During the next few days, Joseph wondered if he would spend the remainder of his days guarding his master’s English lady, so sharp was her tongue around the earl. He knew it was only a matter of time before she approached him to help her escape. She did so on a lazy afternoon when they were fishing aboard her sloop in the middle of the lake.
“The fall months in England are beautiful,” she began, her voice soft with sadness.
“The fall months are beautiful most everywhere, madonna, save of course in northern Africa.” Joseph maintained a stoic countenance, knowing what was to come.
“But I am English,” she said, her voice sharp now, “and to me, there is nothing to compare to the crisp, cool air and the changing color of the leaves.” Her hands tightened around her fishing pole, and he sighed.
She laid a hand on his woolen sleeve. “Joseph, you know that I do not wish to be here, that I am naught but the earl’s prisoner. Will you not help me?” Cassie mistook his brooding silence for uncertainty. “There are ships, English ships, in the harbor. I saw them when we went to the city. I can get money, I know that I can. We could even arrange it so that the earl would believe that I struck you and escaped. You will see, he cannot blame you. Please help me—you must.”

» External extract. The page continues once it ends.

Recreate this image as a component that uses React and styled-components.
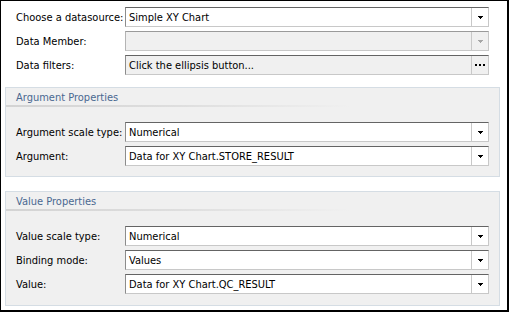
import React from 'react';
import styled, { createGlobalStyle } from 'styled-components';

const GlobalStyle = createGlobalStyle`
    html, body {
        margin: 0;
        padding: 0;
        background: #ffffff;
    }
    body {
        font-family: "DejaVu Sans Condensed", "Liberation Sans", sans-serif;
        font-size: 11px;
        color: #000000;
    }
`;

const Frame = styled.div`
    box-sizing: border-box;
    width: 509px;
    height: 312px;
    border: 1px solid #000000;
    border-right-width: 2px;
    border-bottom-width: 2px;
    padding: 6px 7px 0 4px;
    display: flex;
    flex-direction: column;
`;

const Rows = styled.div`
    display: flex;
    flex-direction: column;
    gap: 4px;
    padding: ${props => props.inset || '0 11px'};
`;

const Row = styled.div`
    display: grid;
    grid-template-columns: 109px 1fr;
    align-items: center;
    height: 20px;
`;

const Label = styled.span`
    white-space: nowrap;
`;

const Combo = styled.div`
    box-sizing: border-box;
    height: 20px;
    display: flex;
    align-items: stretch;
    background: ${props => (props.muted ? '#f0f0f0' : '#ffffff')};
    border-top: 1px solid ${props => (props.disabled ? '#9a9a9a' : '#646464')};
    border-left: 1px solid ${props => (props.disabled ? '#b4b4b4' : '#8c8c8c')};
    border-right: 1px solid #c8c8c8;
    border-bottom: 1px solid #c8c8c8;
`;

const ComboText = styled.span`
    flex: 1;
    display: flex;
    align-items: center;
    padding-left: 3px;
    white-space: nowrap;
    overflow: hidden;
`;

const ComboButton = styled.span`
    width: 16px;
    display: flex;
    align-items: center;
    justify-content: center;
    border-left: 1px solid #c8c8c8;
`;

const Panel = styled.section`
    box-sizing: border-box;
    margin-top: ${props => props.top};
    background: #f0f0f0;
    border: 1px solid #d5dde4;
    padding-bottom: ${props => props.bottom};
`;

const PanelHeader = styled.div`
    height: 18px;
    display: flex;
    align-items: center;
    padding-left: 10px;
    color: #4a6890;
    position: relative;
    margin-bottom: 16px;
    &::after {
        content: '';
        position: absolute;
        left: 0;
        right: 0;
        bottom: -1px;
        height: 2px;
        background: linear-gradient(to right, #d3d3d3 0%, #dedede 35%, rgba(240, 240, 240, 0) 70%);
    }
`;

const Arrow = ({ disabled }) => (
    <svg width="5" height="3" viewBox="0 0 5 3" shapeRendering="crispEdges">
        <g fill={disabled ? '#a6a6a6' : '#000000'}>
            <rect x="0" y="0" width="5" height="1" />
            <rect x="1" y="1" width="3" height="1" />
            <rect x="2" y="2" width="1" height="1" />
        </g>
    </svg>
);

const Ellipsis = () => (
    <svg width="10" height="2" viewBox="0 0 10 2" shapeRendering="crispEdges">
        <g fill="#000000">
            <rect x="0" y="0" width="2" height="2" />
            <rect x="4" y="0" width="2" height="2" />
            <rect x="8" y="0" width="2" height="2" />
        </g>
    </svg>
);

const Field = ({ label, value, disabled, muted, ellipsis }) => (
    <Row>
        <Label>{label}</Label>
        <Combo disabled={disabled} muted={muted || disabled}>
            <ComboText>{value}</ComboText>
            <ComboButton>
                {ellipsis ? <Ellipsis /> : <Arrow disabled={disabled} />}
            </ComboButton>
        </Combo>
    </Row>
);

const PropertyGroup = ({ title, fields, top, bottom }) => (
    <Panel top={top} bottom={bottom}>
        <PanelHeader>{title}</PanelHeader>
        <Rows inset="0 10px">
            {fields.map(field => (
                <Field key={field.label} {...field} />
            ))}
        </Rows>
    </Panel>
);

const argumentFields = [
    { label: 'Argument scale type:', value: 'Numerical' },
    { label: 'Argument:', value: 'Data for XY Chart.STORE_RESULT' }
];

const valueFields = [
    { label: 'Value scale type:', value: 'Numerical' },
    { label: 'Binding mode:', value: 'Values' },
    { label: 'Value:', value: 'Data for XY Chart.QC_RESULT' }
];

const App = () => (
    <>
        <GlobalStyle />
        <Frame>
            <Rows>
                <Field label="Choose a datasource:" value="Simple XY Chart" />
                <Field label="Data Member:" value="" disabled />
                <Field label="Data filters:" value="Click the ellipsis button..." muted ellipsis />
            </Rows>
            <PropertyGroup title="Argument Properties" fields={argumentFields} top="12px" bottom="10px" />
            <PropertyGroup title="Value Properties" fields={valueFields} top="14px" bottom="11px" />
        </Frame>
    </>
);

export default App;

Joseph raised a gnarled hand to her. “Madonna, why is it that you do not wish to wed the master?” She was not a fool, he knew, and the earl was of noble birth, titled and wealthy. Certainly, all the ladies he had observed appeared to find the earl most desirable, all the ladies save one.

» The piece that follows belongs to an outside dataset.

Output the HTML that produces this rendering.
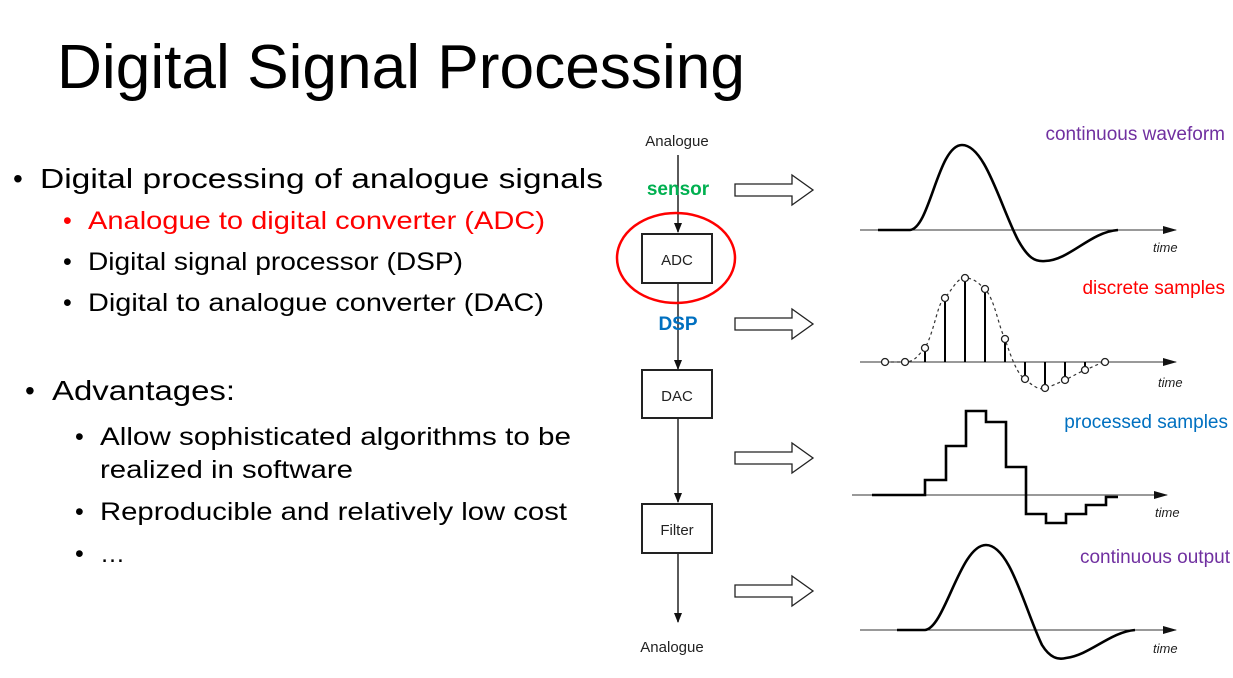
<!DOCTYPE html>
<html><head><meta charset="utf-8"><style>
html,body{margin:0;padding:0;background:#fff;width:1233px;height:678px;overflow:hidden}
svg{display:block;font-family:"Liberation Sans",sans-serif}
</style></head><body>
<svg width="1233" height="678" viewBox="0 0 1233 678" xmlns="http://www.w3.org/2000/svg">
<defs>
<marker id="ah" markerWidth="10" markerHeight="10" refX="9" refY="5" orient="auto" markerUnits="userSpaceOnUse"><path d="M0,1 L10,5 L0,9 Z" fill="#111"/></marker>
<marker id="ax" markerWidth="14" markerHeight="10" refX="13" refY="5" orient="auto" markerUnits="userSpaceOnUse"><path d="M0,1 L14,5 L0,9 Z" fill="#111"/></marker>
</defs>
<text x="57" y="88" font-size="62" textLength="688" lengthAdjust="spacingAndGlyphs" fill="#000">Digital Signal Processing</text>

<g font-size="28" fill="#000">
<text x="13" y="188">•</text>
<text x="40" y="188" textLength="563" lengthAdjust="spacingAndGlyphs">Digital processing of analogue signals</text>
</g>
<g font-size="25">
<text x="63" y="229" fill="#f00">•</text>
<text x="88" y="229" fill="#f00" textLength="457" lengthAdjust="spacingAndGlyphs">Analogue to digital converter (ADC)</text>
<text x="63" y="270">•</text>
<text x="88" y="270" textLength="375" lengthAdjust="spacingAndGlyphs">Digital signal processor (DSP)</text>
<text x="63" y="311">•</text>
<text x="88" y="311" textLength="456" lengthAdjust="spacingAndGlyphs">Digital to analogue converter (DAC)</text>
</g>
<g font-size="28">
<text x="25" y="400">•</text>
<text x="52" y="400" textLength="183" lengthAdjust="spacingAndGlyphs">Advantages:</text>
</g>
<g font-size="25">
<text x="75" y="445">•</text>
<text x="100" y="445" textLength="471" lengthAdjust="spacingAndGlyphs">Allow sophisticated algorithms to be</text>
<text x="100" y="478" textLength="253" lengthAdjust="spacingAndGlyphs">realized in software</text>
<text x="75" y="520">•</text>
<text x="100" y="520" textLength="467" lengthAdjust="spacingAndGlyphs">Reproducible and relatively low cost</text>
<text x="75" y="562">•</text>
<text x="100" y="562">…</text>
</g>

<!-- block diagram -->
<g stroke="#222" stroke-width="1.5" fill="none">
<line x1="678" y1="155" x2="678" y2="232" marker-end="url(#ah)"/>
<rect x="642" y="234" width="70" height="49" stroke-width="2"/>
<line x1="678" y1="283" x2="678" y2="369" marker-end="url(#ah)"/>
<rect x="642" y="370" width="70" height="48" stroke-width="2"/>
<line x1="678" y1="418" x2="678" y2="502" marker-end="url(#ah)"/>
<rect x="642" y="504" width="70" height="49" stroke-width="2"/>
<line x1="678" y1="553" x2="678" y2="622" marker-end="url(#ah)"/>
</g>
<g font-size="15" fill="#222" text-anchor="middle">
<text x="677" y="146">Analogue</text>
<text x="677" y="265">ADC</text>
<text x="677" y="401">DAC</text>
<text x="677" y="535">Filter</text>
<text x="672" y="652">Analogue</text>
</g>
<text x="678" y="195" font-size="19" font-weight="bold" fill="#00b050" text-anchor="middle">sensor</text>
<text x="678" y="330" font-size="19" font-weight="bold" fill="#0070c0" text-anchor="middle">DSP</text>
<ellipse cx="676" cy="258" rx="59" ry="45" fill="none" stroke="#f00" stroke-width="2.5"/>

<!-- hollow arrows -->
<g fill="#fff" stroke="#222" stroke-width="1.3">
<path d="M735,184 h57 v-9 l21,15 l-21,15 v-9 h-57 z"/>
<path d="M735,318 h57 v-9 l21,15 l-21,15 v-9 h-57 z"/>
<path d="M735,452 h57 v-9 l21,15 l-21,15 v-9 h-57 z"/>
<path d="M735,585 h57 v-9 l21,15 l-21,15 v-9 h-57 z"/>
</g>

<!-- graphs -->
<g stroke="#333" stroke-width="1" fill="none">
<line x1="860" y1="230" x2="1176" y2="230" marker-end="url(#ax)"/>
<line x1="860" y1="362" x2="1176" y2="362" marker-end="url(#ax)"/>
<line x1="852" y1="495" x2="1167" y2="495" marker-end="url(#ax)"/>
<line x1="860" y1="630" x2="1176" y2="630" marker-end="url(#ax)"/>
</g>
<g stroke="#000" stroke-width="2.6" fill="none">
<path d="M878,230 L910,230 C930,228 938,145 962,145 C985,145 1000,205 1018,240 C1028,258 1035,262 1045,261 C1070,260 1090,232 1118,230"/>
<path d="M897,630 L925,630 C945,628 960,545 986,545 C1010,545 1025,610 1042,645 C1050,658 1058,660 1066,658 C1090,655 1110,632 1135,630"/>
<path d="M872,495 H925 V480 H946 V446 H966 V411 H986 V422 H1006 V467 H1026 V514 H1046 V523 H1066 V514 H1086 V505 H1106 V497 H1118"/>
</g>
<g stroke="#000" stroke-width="2">
<line x1="925" y1="362" x2="925" y2="348"/>
<line x1="945" y1="362" x2="945" y2="298"/>
<line x1="965" y1="362" x2="965" y2="278"/>
<line x1="985" y1="362" x2="985" y2="289"/>
<line x1="1005" y1="362" x2="1005" y2="339"/>
<line x1="1025" y1="362" x2="1025" y2="379"/>
<line x1="1045" y1="362" x2="1045" y2="388"/>
<line x1="1065" y1="362" x2="1065" y2="380"/>
<line x1="1085" y1="362" x2="1085" y2="370"/>
</g>
<path d="M885,362 L905,362 C915,362 918,355 925,348 C935,330 938,300 945,298 C955,285 958,278 965,278 C975,278 980,285 985,289 C995,300 998,325 1005,339 C1012,360 1018,375 1025,379 C1035,388 1040,390 1045,388 C1055,385 1060,382 1065,380 C1075,375 1080,372 1085,370 C1095,366 1100,363 1105,362" fill="none" stroke="#333" stroke-width="1.2" stroke-dasharray="3,3"/>
<g fill="#fff" stroke="#222" stroke-width="1.3">
<circle cx="885" cy="362" r="3.5"/><circle cx="905" cy="362" r="3.5"/><circle cx="925" cy="348" r="3.5"/>
<circle cx="945" cy="298" r="3.5"/><circle cx="965" cy="278" r="3.5"/><circle cx="985" cy="289" r="3.5"/>
<circle cx="1005" cy="339" r="3.5"/><circle cx="1025" cy="379" r="3.5"/><circle cx="1045" cy="388" r="3.5"/>
<circle cx="1065" cy="380" r="3.5"/><circle cx="1085" cy="370" r="3.5"/><circle cx="1105" cy="362" r="3.5"/>
</g>
<g font-size="13" font-style="italic" fill="#222">
<text x="1153" y="252">time</text>
<text x="1158" y="387">time</text>
<text x="1155" y="517">time</text>
<text x="1153" y="653">time</text>
</g>
<g font-size="19" text-anchor="end">
<text x="1225" y="140" fill="#7030a0">continuous waveform</text>
<text x="1225" y="294" fill="#f00">discrete samples</text>
<text x="1228" y="428" fill="#0070c0">processed samples</text>
<text x="1230" y="563" fill="#7030a0">continuous output</text>
</g>
</svg>
</body></html>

“I have no wish to see my name inscribed in their precious Golden Book, and certainly not next to his. I will never wed him.”
“But why, madonna?”
“Your master, Joseph, kidnapped me the day before I was to be wed. He feigned friendship not only with my brother, but also with my fiancé.”

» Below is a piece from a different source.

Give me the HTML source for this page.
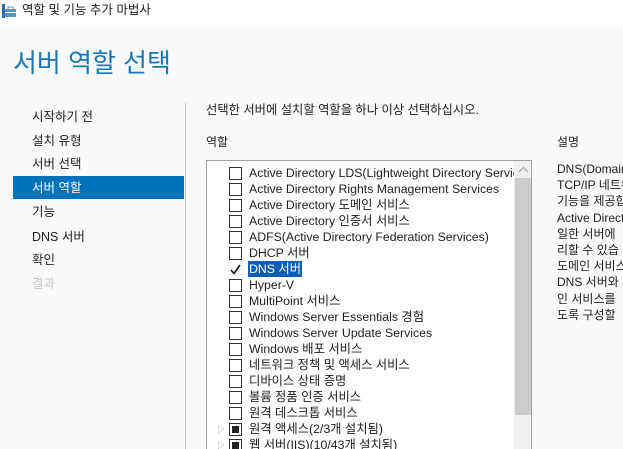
<!DOCTYPE html>
<html><head><meta charset="utf-8"><style>
*{margin:0;padding:0;box-sizing:border-box}
html,body{width:623px;height:449px;overflow:hidden}
body{background:#fafafa;font-family:"Liberation Sans","Noto Sans CJK KR",sans-serif;font-size:12px;color:#1e1e1e;position:relative}
.a{position:absolute;white-space:nowrap;line-height:16px}
.tb{position:absolute;left:0;top:0;width:623px;height:25px;background:#fff}
.nav{left:32px;font-size:12.5px}
.row{position:absolute;left:0;height:16px;width:307px}
.cb{position:absolute;left:22px;top:2px;width:13px;height:13px;border:1px solid #333;background:#fff}
.row span{position:absolute;left:42px;top:0;line-height:16px;white-space:nowrap;font-size:12.3px}
</style></head><body>
<div class="tb"></div>
<svg style="position:absolute;left:2px;top:4px" width="14" height="14" viewBox="0 0 14 14"><rect x="0" y="0" width="3" height="14" fill="#2a6bb8"/><rect x="3" y="5" width="11" height="8" fill="#5b8fd0"/><rect x="6" y="3" width="5" height="3" fill="none" stroke="#5b8fd0"/><rect x="3" y="8" width="11" height="1" fill="#fff"/></svg>
<div class="a" style="left:22px;top:2px;font-size:12.5px">역할 및 기능 추가 마법사</div>
<div class="a" style="left:13px;top:47px;font-size:26px;line-height:32px;color:#1a78b4">서버 역할 선택</div>
<div class="a nav" style="top:109px">시작하기 전</div>
<div class="a nav" style="top:133px">설치 유형</div>
<div class="a nav" style="top:156px">서버 선택</div>
<div style="position:absolute;left:13px;top:176px;width:171px;height:23px;background:#0072bc"></div>
<div class="a nav" style="top:180px;color:#fff">서버 역할</div>
<div class="a nav" style="top:204px">기능</div>
<div class="a nav" style="top:229px">DNS 서버</div>
<div class="a nav" style="top:252px">확인</div>
<div class="a nav" style="top:276px;color:#c8c8c8">결과</div>
<div style="position:absolute;left:185px;top:103px;width:1px;height:346px;background:#c8c8c8"></div>
<div class="a" style="left:206px;top:102px;font-size:12.3px">선택한 서버에 설치할 역할을 하나 이상 선택하십시오.</div>
<div class="a" style="left:206px;top:134px">역할</div>
<div class="a" style="left:557px;top:134px">설명</div>
<div style="position:absolute;left:206px;top:160px;width:326px;height:289px;border:1px solid #a0a0a0;border-bottom:none;background:#fff;overflow:hidden">
<div class="row" style="top:4px"><div class="cb"></div><span>Active Directory LDS(Lightweight Directory Servic</span></div>
<div class="row" style="top:20px"><div class="cb"></div><span>Active Directory Rights Management Services</span></div>
<div class="row" style="top:36px"><div class="cb"></div><span>Active Directory 도메인 서비스</span></div>
<div class="row" style="top:52px"><div class="cb"></div><span>Active Directory 인증서 서비스</span></div>
<div class="row" style="top:68px"><div class="cb"></div><span>ADFS(Active Directory Federation Services)</span></div>
<div class="row" style="top:84px"><div class="cb"></div><span>DHCP 서버</span></div>
<div class="row" style="top:100px"><svg style="position:absolute;left:22px;top:2px" width="13" height="13" viewBox="0 0 13 13"><path d="M2 7 L5 10.5 L11 2" fill="none" stroke="#111" stroke-width="1.6"/></svg><span style="background:#0a5fb4;color:#fff;padding:0 1px;left:41px">DNS 서버</span></div>
<div class="row" style="top:116px"><div class="cb"></div><span>Hyper-V</span></div>
<div class="row" style="top:132px"><div class="cb"></div><span>MultiPoint 서비스</span></div>
<div class="row" style="top:148px"><div class="cb"></div><span>Windows Server Essentials 경험</span></div>
<div class="row" style="top:164px"><div class="cb"></div><span>Windows Server Update Services</span></div>
<div class="row" style="top:180px"><div class="cb"></div><span>Windows 배포 서비스</span></div>
<div class="row" style="top:196px"><div class="cb"></div><span>네트워크 정책 및 액세스 서비스</span></div>
<div class="row" style="top:212px"><div class="cb"></div><span>디바이스 상태 증명</span></div>
<div class="row" style="top:228px"><div class="cb"></div><span>볼륨 정품 인증 서비스</span></div>
<div class="row" style="top:244px"><div class="cb"></div><span>원격 데스크톱 서비스</span></div>
<div class="row" style="top:260px"><div style="position:absolute;left:10px;top:3px;font-size:8px;color:#999">▷</div><div class="cb"><div style="margin:2px;width:7px;height:7px;background:#222"></div></div><span>원격 액세스(2/3개 설치됨)</span></div>
<div class="row" style="top:276px"><div style="position:absolute;left:10px;top:3px;font-size:8px;color:#999">▷</div><div class="cb"><div style="margin:2px;width:7px;height:7px;background:#222"></div></div><span>웹 서버(IIS)(10/43개 설치됨)</span></div>
<div style="position:absolute;left:307px;top:0;width:18px;height:289px;background:#f0f0f0"></div>
<div style="position:absolute;left:308px;top:17px;width:17px;height:237px;background:#cdcdcd"></div>
<svg style="position:absolute;left:311px;top:5px" width="11" height="7" viewBox="0 0 11 7"><path d="M1 6 L5.5 1.5 L10 6" fill="none" stroke="#999" stroke-width="1"/></svg>
</div>
<div class="a" style="left:557px;top:161px;line-height:16.2px">DNS(Domain<br>TCP/IP 네트워<br>기능을 제공합<br>Active Direct<br>일한 서버에<br>리할 수 있습<br>도메인 서비스<br>DNS 서버와<br>인 서비스를<br>도록 구성할</div>
</body></html>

So there was another man who held her heart, he thought. Of a certainty there had not been sufficient time for her to forget. “I suppose that many would see the captain’s actions as ruthless. But I think, madonna, that his going to such lengths is proof of his feeling for you.”
“You will not help me?”
“No, madonna.”
Cassie nodded dully, and the subject was closed between them. It came as somethin
g of a shock to her to realize she had come to hold Joseph in great affection. He was unflaggingly patient, and never judged her even when her temper broke its bounds, merely regarding her in gentle silence, his brown eyes clear and untroubled beneath his bushy gray brows. Her temper had flared at him just the day before, because he had not allowed her to visit the harbor. She knew that he had acted on orders from the earl, but she could not contain herself. She wished now that she had not visited the city, though she had enjoyed seeing the shops, watching the flower girls weave bouquets of startling beauty, and drinking a cup of the thick Italian coffee underneath a sidewalk umbrella on the Via Balbi. Joseph had pointed out the Palazzo Reale, a magnificent structure, only one of many handsome palaces that lined the street, and had described its sumptuous rooms, the glowing colors of the tapestries and the pastel delicacy of the frescos.
There was a sudden tug on her fishing pole, and she turned from him abruptly. “Ah, a nibble,” She hauled in the line. She stole a glance at his profile from the corner of her eye as she thrust the still-wriggling trout into her basket. She had been unfair to him. “Joseph, please forgive me. I have acted like a beast to you.”
“Only at times,” he said calmly, turning to help her paddle back to shore. “But we will say no more about it, madonna.”
They worked the sail for some minutes in silence. Cassie said finally, “I know, Joseph, that you are Corsican. The earl has told me of the strife between Corsica and Genoa until the Genoese ceded your island to the French. How is it that you consort with an enemy of your people?”
His leathery features took on a thoughtful expression.
“My loyalty is to his lordship, madonna, not to the wretched Genoese merchants who have tried for years to break the pride of my people.”